The upgrade, code-named Viper, is scheduled to be released in the middle of next year, according to Bernie Spang, director of database marketing at IBM. Spang said that Viper will be able to store data such as multimedia files, Excel spreadsheets and Word documents in an XML repository, which will operate in parallel with IBM's relational data repository under the control of a single DB2 engine.
Typically, relational databases handle XML data either by storing the entire file as an object that isn't relationally indexed, or by "shredding" the file so the unstructured information fits into multiple relational data cells.
"Offering native XML functionality is very essential to delivering improved performance for data access," said Noel Yuhanna, an analyst at Forrester Research. Oracle had "a head start on XML for many years," he added. "I expect this to become a game of catch-up and leapfrog among the big vendors."
Viper's XML storage capabilities could be of use to CheckFree in light of its interest in service-oriented architectures (SOA) and Web services, said Robert Catterall, director of engineering at the Norcross based provider of online bill-payment services.

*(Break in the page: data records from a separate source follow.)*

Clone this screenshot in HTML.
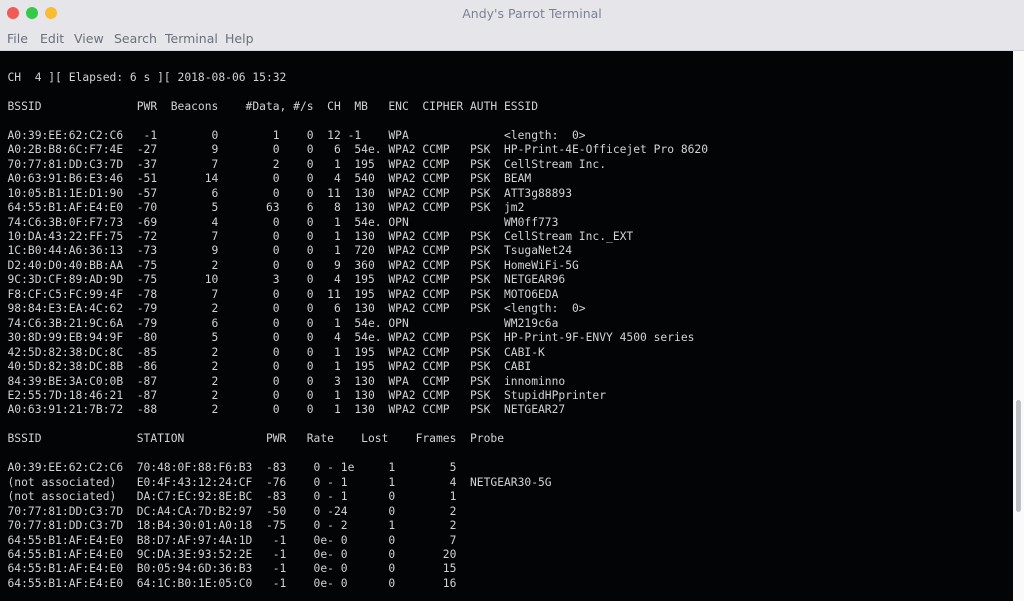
<!DOCTYPE html>
<html><head><meta charset="utf-8"><style>
html,body{margin:0;padding:0;width:1024px;height:601px;overflow:hidden;background:#fff}
.title{position:absolute;left:0;top:0;width:1024px;height:51px;background:#e6e6ea;border-bottom:1px solid #d4d4d8;box-sizing:border-box}
.dot{position:absolute;top:7px;width:12px;height:12px;border-radius:50%}
.t{position:absolute;top:6px;left:0;width:1064px;text-align:center;font:12.5px "DejaVu Sans","Liberation Sans",sans-serif;color:#7a8190}
.menu{position:absolute;top:31px;font:12.5px "DejaVu Sans","Liberation Sans",sans-serif;color:#6a6f7a}
.term{position:absolute;left:0;top:51px;width:1013px;height:550px;background:#030405;overflow:hidden}
pre{position:absolute;left:7.5px;top:20px;margin:0;font:11.3px/14.45px "DejaVu Sans Mono","Liberation Mono",monospace;color:#d2d2d2}
.sb{position:absolute;left:1013px;top:51px;width:11px;height:550px;background:#fafafa}
.thumb{position:absolute;left:1016px;top:400px;width:5px;height:112px;border-radius:3px;background:#c0c2c6}
</style></head><body>
<div class="title">
<div class="dot" style="left:7px;background:#f25a55"></div>
<div class="dot" style="left:26px;background:#35c94a"></div>
<div class="dot" style="left:45px;background:#f9bd33"></div>
<div class="t">Andy's Parrot Terminal</div>
<span class="menu" style="left:7px">File</span>
<span class="menu" style="left:40px">Edit</span>
<span class="menu" style="left:74px">View</span>
<span class="menu" style="left:114px">Search</span>
<span class="menu" style="left:165px">Terminal</span>
<span class="menu" style="left:225px">Help</span>
</div>
<div class="term"><pre>CH  4 ][ Elapsed: 6 s ][ 2018-08-06 15:32

BSSID              PWR  Beacons    #Data, #/s  CH  MB   ENC  CIPHER AUTH ESSID

A0:39:EE:62:C2:C6   -1        0        1    0  12 -1    WPA              &lt;length:  0&gt;
A0:2B:B8:6C:F7:4E  -27        9        0    0   6  54e. WPA2 CCMP   PSK  HP-Print-4E-Officejet Pro 8620
70:77:81:DD:C3:7D  -37        7        2    0   1  195  WPA2 CCMP   PSK  CellStream Inc.
A0:63:91:B6:E3:46  -51       14        0    0   4  540  WPA2 CCMP   PSK  BEAM
10:05:B1:1E:D1:90  -57        6        0    0  11  130  WPA2 CCMP   PSK  ATT3g88893
64:55:B1:AF:E4:E0  -70        5       63    6   8  130  WPA2 CCMP   PSK  jm2
74:C6:3B:0F:F7:73  -69        4        0    0   1  54e. OPN              WM0ff773
10:DA:43:22:FF:75  -72        7        0    0   1  130  WPA2 CCMP   PSK  CellStream Inc._EXT
1C:B0:44:A6:36:13  -73        9        0    0   1  720  WPA2 CCMP   PSK  TsugaNet24
D2:40:D0:40:BB:AA  -75        2        0    0   9  360  WPA2 CCMP   PSK  HomeWiFi-5G
9C:3D:CF:89:AD:9D  -75       10        3    0   4  195  WPA2 CCMP   PSK  NETGEAR96
F8:CF:C5:FC:99:4F  -78        7        0    0  11  195  WPA2 CCMP   PSK  MOTO6EDA
98:84:E3:EA:4C:62  -79        2        0    0   6  130  WPA2 CCMP   PSK  &lt;length:  0&gt;
74:C6:3B:21:9C:6A  -79        6        0    0   1  54e. OPN              WM219c6a
30:8D:99:EB:94:9F  -80        5        0    0   4  54e. WPA2 CCMP   PSK  HP-Print-9F-ENVY 4500 series
42:5D:82:38:DC:8C  -85        2        0    0   1  195  WPA2 CCMP   PSK  CABI-K
40:5D:82:38:DC:8B  -86        2        0    0   1  195  WPA2 CCMP   PSK  CABI
84:39:BE:3A:C0:0B  -87        2        0    0   3  130  WPA  CCMP   PSK  innominno
E2:55:7D:18:46:21  -87        2        0    0   1  130  WPA2 CCMP   PSK  StupidHPprinter
A0:63:91:21:7B:72  -88        2        0    0   1  130  WPA2 CCMP   PSK  NETGEAR27

BSSID              STATION            PWR   Rate    Lost    Frames  Probe

A0:39:EE:62:C2:C6  70:48:0F:88:F6:B3  -83    0 - 1e     1        5
(not associated)   E0:4F:43:12:24:CF  -76    0 - 1      1        4  NETGEAR30-5G
(not associated)   DA:C7:EC:92:8E:BC  -83    0 - 1      0        1
70:77:81:DD:C3:7D  DC:A4:CA:7D:B2:97  -50    0 -24      0        2
70:77:81:DD:C3:7D  18:B4:30:01:A0:18  -75    0 - 2      1        2
64:55:B1:AF:E4:E0  B8:D7:AF:97:4A:1D   -1    0e- 0      0        7
64:55:B1:AF:E4:E0  9C:DA:3E:93:52:2E   -1    0e- 0      0       20
64:55:B1:AF:E4:E0  B0:05:94:6D:36:B3   -1    0e- 0      0       15
64:55:B1:AF:E4:E0  64:1C:B0:1E:05:C0   -1    0e- 0      0       16</pre></div>
<div class="sb"></div><div class="thumb"></div>
</body></html>
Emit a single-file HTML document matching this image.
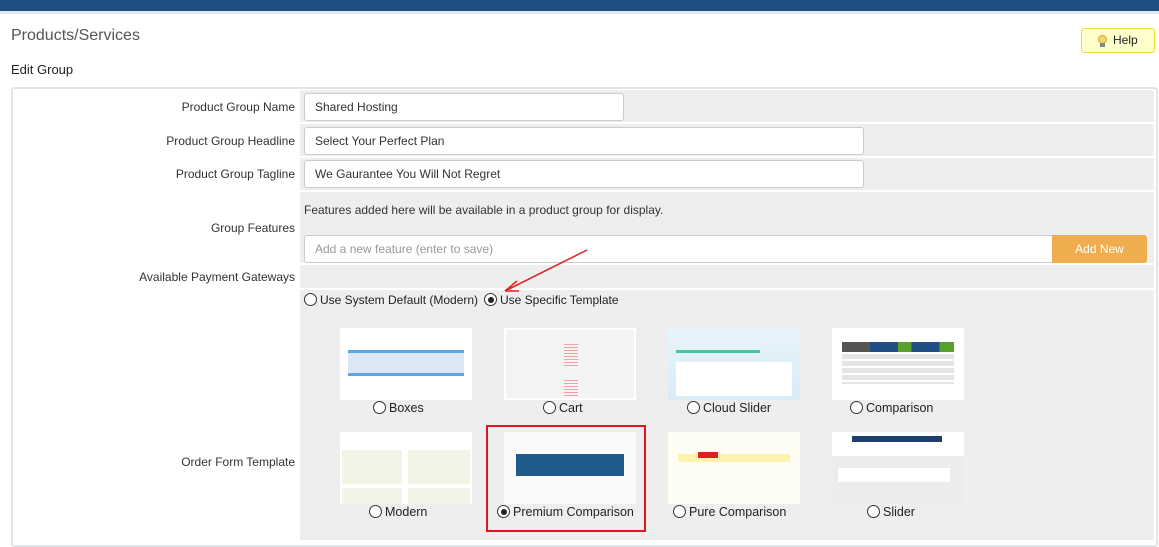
<!DOCTYPE html>
<html><head><meta charset="utf-8"><style>
*{box-sizing:border-box;margin:0;padding:0}
body{width:1159px;height:537px;overflow:hidden;background:#fff;font-family:"Liberation Sans",sans-serif;font-size:12px;color:#333;position:relative}
.abs{position:absolute}
.lbl{position:absolute;right:864px;text-align:right;font-size:12px;color:#333}
.fld{position:absolute;left:300px;width:854px;background:#eee}
.inp{position:absolute;background:#fff;border:1px solid #ccc;border-radius:3px;padding:0 10px;line-height:26px;height:28px;font-size:12px;color:#333}
.th{position:absolute;width:132px;height:72px;background:#fff;overflow:hidden}
.rl{position:absolute;font-size:12.5px;color:#222;white-space:nowrap}
.r{display:inline-block;width:13px;height:13px;border:1px solid #333;border-radius:50%;vertical-align:-2px;margin-right:3px;background:#fff;position:relative}
.r.on::after{content:"";position:absolute;left:2.5px;top:2.5px;width:6px;height:6px;border-radius:50%;background:#222}
</style></head><body>
<div class="abs" style="left:0;top:0;width:1159px;height:11px;background:#1e4f80"></div>
<div class="abs" style="left:0;top:11px;width:1159px;height:3px;background:#e4e8ec"></div>
<div class="abs" style="left:11px;top:27px;font-size:16px;color:#555">Products/Services</div>
<div class="abs" style="left:11px;top:62px;font-size:13px;color:#222">Edit Group</div>
<div class="abs" style="left:1081px;top:28px;width:74px;height:25px;background:#ffffcc;border:1px solid #eede3a;border-radius:3px;font-size:12px;line-height:23px;padding-left:31px;color:#222">Help</div>
<div class="abs" style="left:1098px;top:35px;width:9px;height:9px;border-radius:50%;background:#f8d86a;border:1px solid #c9a63a"></div>
<div class="abs" style="left:1100px;top:43px;width:5px;height:4px;background:#888"></div>
<div class="abs" style="left:11px;top:87px;width:1147px;height:460px;border:2px solid #e2e5e8;border-radius:3px"></div>

<div class="fld" style="top:90px;height:32px"></div>
<div class="fld" style="top:124px;height:32px"></div>
<div class="fld" style="top:158px;height:32px"></div>
<div class="fld" style="top:192px;height:71px"></div>
<div class="fld" style="top:265px;height:23px"></div>
<div class="fld" style="top:290px;height:250px"></div>

<div class="lbl" style="top:100px">Product Group Name</div>
<div class="lbl" style="top:134px">Product Group Headline</div>
<div class="lbl" style="top:167px">Product Group Tagline</div>
<div class="lbl" style="top:221px">Group Features</div>
<div class="lbl" style="top:270px">Available Payment Gateways</div>
<div class="lbl" style="top:455px">Order Form Template</div>

<div class="inp" style="left:304px;top:93px;width:320px">Shared Hosting</div>
<div class="inp" style="left:304px;top:127px;width:560px">Select Your Perfect Plan</div>
<div class="inp" style="left:304px;top:160px;width:560px">We Gaurantee You Will Not Regret</div>
<div class="abs" style="left:304px;top:203px;font-size:12px">Features added here will be available in a product group for display.</div>
<div class="inp" style="left:304px;top:235px;width:750px;border-radius:3px 0 0 3px;color:#999">Add a new feature (enter to save)</div>
<div class="abs" style="left:1052px;top:235px;width:95px;height:28px;background:#f0ad4e;border-radius:0 3px 3px 0;color:#fff;text-align:center;line-height:28px;font-size:12px">Add New</div>

<div class="rl" style="left:304px;top:293px;font-size:12px"><span class="r"></span>Use System Default (Modern)</div>
<div class="rl" style="left:484px;top:293px;font-size:12px"><span class="r on"></span>Use Specific Template</div>
<svg class="abs" style="left:495px;top:245px" width="100" height="55"><line x1="92" y1="5" x2="12" y2="45" stroke="#e02020" stroke-width="1.5"/><path d="M10 46 L22 36 M10 46 L24 46" stroke="#e02020" stroke-width="1.5" fill="none"/></svg>

<div class="th" style="left:340px;top:328px"><div class="abs" style="left:8px;top:22px;width:116px;height:26px;background:#dbe7f5;border-top:3px solid #5aa7e8;border-bottom:3px solid #5aa7e8"></div></div>
<div class="th" style="left:504px;top:328px;background:#f4f4f4;border:2px solid #fff"><div class="abs" style="left:58px;top:14px;width:14px;height:24px;background:repeating-linear-gradient(#f0a0a0 0 1px,transparent 1px 3px)"></div><div class="abs" style="left:58px;top:50px;width:14px;height:18px;background:repeating-linear-gradient(#f0a0a0 0 1px,transparent 1px 3px)"></div></div>
<div class="th" style="left:668px;top:328px;background:linear-gradient(#e8f4fa,#d8ecf6)"><div class="abs" style="left:8px;top:22px;width:84px;height:3px;background:#46c7a0"></div><div class="abs" style="left:8px;top:34px;width:116px;height:34px;background:#fff"></div></div>
<div class="th" style="left:832px;top:328px"><div class="abs" style="left:10px;top:14px;width:112px;height:10px;background:linear-gradient(90deg,#555 25%,#1f4f85 25%,#1f4f85 50%,#5aa02c 50%,#5aa02c 62%,#1f4f85 62%,#1f4f85 87%,#5aa02c 87%)"></div><div class="abs" style="left:10px;top:26px;width:112px;height:30px;background:repeating-linear-gradient(#e5e5e5 0 5px,#fff 5px 7px)"></div></div>
<div class="th" style="left:340px;top:432px;background:#fff"><div class="abs" style="left:2px;top:18px;width:60px;height:34px;background:#f3f3e6"></div><div class="abs" style="left:68px;top:18px;width:62px;height:34px;background:#f3f3e6"></div><div class="abs" style="left:2px;top:56px;width:60px;height:16px;background:#f3f3e6"></div><div class="abs" style="left:68px;top:56px;width:62px;height:16px;background:#f3f3e6"></div></div>
<div class="th" style="left:504px;top:432px;background:#fafafa"><div class="abs" style="left:12px;top:22px;width:108px;height:22px;background:#1e5d8a"></div></div>
<div class="th" style="left:668px;top:432px;background:#fdfdf4"><div class="abs" style="left:10px;top:22px;width:112px;height:8px;background:#fff3b0"></div><div class="abs" style="left:30px;top:20px;width:20px;height:6px;background:#e02020"></div></div>
<div class="th" style="left:832px;top:432px;background:#fff"><div class="abs" style="left:20px;top:4px;width:90px;height:6px;background:#1e3f6a"></div><div class="abs" style="left:0;top:24px;width:132px;height:48px;background:#ececec"></div><div class="abs" style="left:6px;top:36px;width:112px;height:14px;background:#fff"></div></div>

<div class="rl" style="left:373px;top:401px"><span class="r"></span>Boxes</div>
<div class="rl" style="left:543px;top:401px"><span class="r"></span>Cart</div>
<div class="rl" style="left:687px;top:401px"><span class="r"></span>Cloud Slider</div>
<div class="rl" style="left:850px;top:401px"><span class="r"></span>Comparison</div>
<div class="rl" style="left:369px;top:505px"><span class="r"></span>Modern</div>
<div class="rl" style="left:497px;top:505px"><span class="r on"></span>Premium Comparison</div>
<div class="rl" style="left:673px;top:505px"><span class="r"></span>Pure Comparison</div>
<div class="rl" style="left:867px;top:505px"><span class="r"></span>Slider</div>
<div class="abs" style="left:486px;top:425px;width:160px;height:107px;border:2px solid #e0141e"></div>
</body></html>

CheckFree uses DB2 to run databases with multiple terabytes or more of information. "We are not today storing XML documents as such in our databases," Catterall said. "But that has partly been because there wasn't an appealing way to do that in a single database."
Oracle officials said the company began offering XML storage options five years ago and in July enabled users of its 10g database to natively search XML files using the XQuery markup language. IBM's native XML storage feature "doesn't add any value," said Mark Drake, an XML technology manager at Oracle.
Viper will also support XQuery for processing XML data, along with standard SQL. In addition, it will be the first DB2 release to support three different partitioning methods: range partitioning, multidimensional clustering and hashing. That support is aimed at helping IBM compete against Oracle, which has said that 10g offers six methods of partitioning data tables for faster access to information.
Despite estimates that the amount of unstructured or XML-formatted data at most companies is already larger and growing faster than structured relational data is, Yuhanna said he doesn't think that XML will replace SQL as the preferred data format.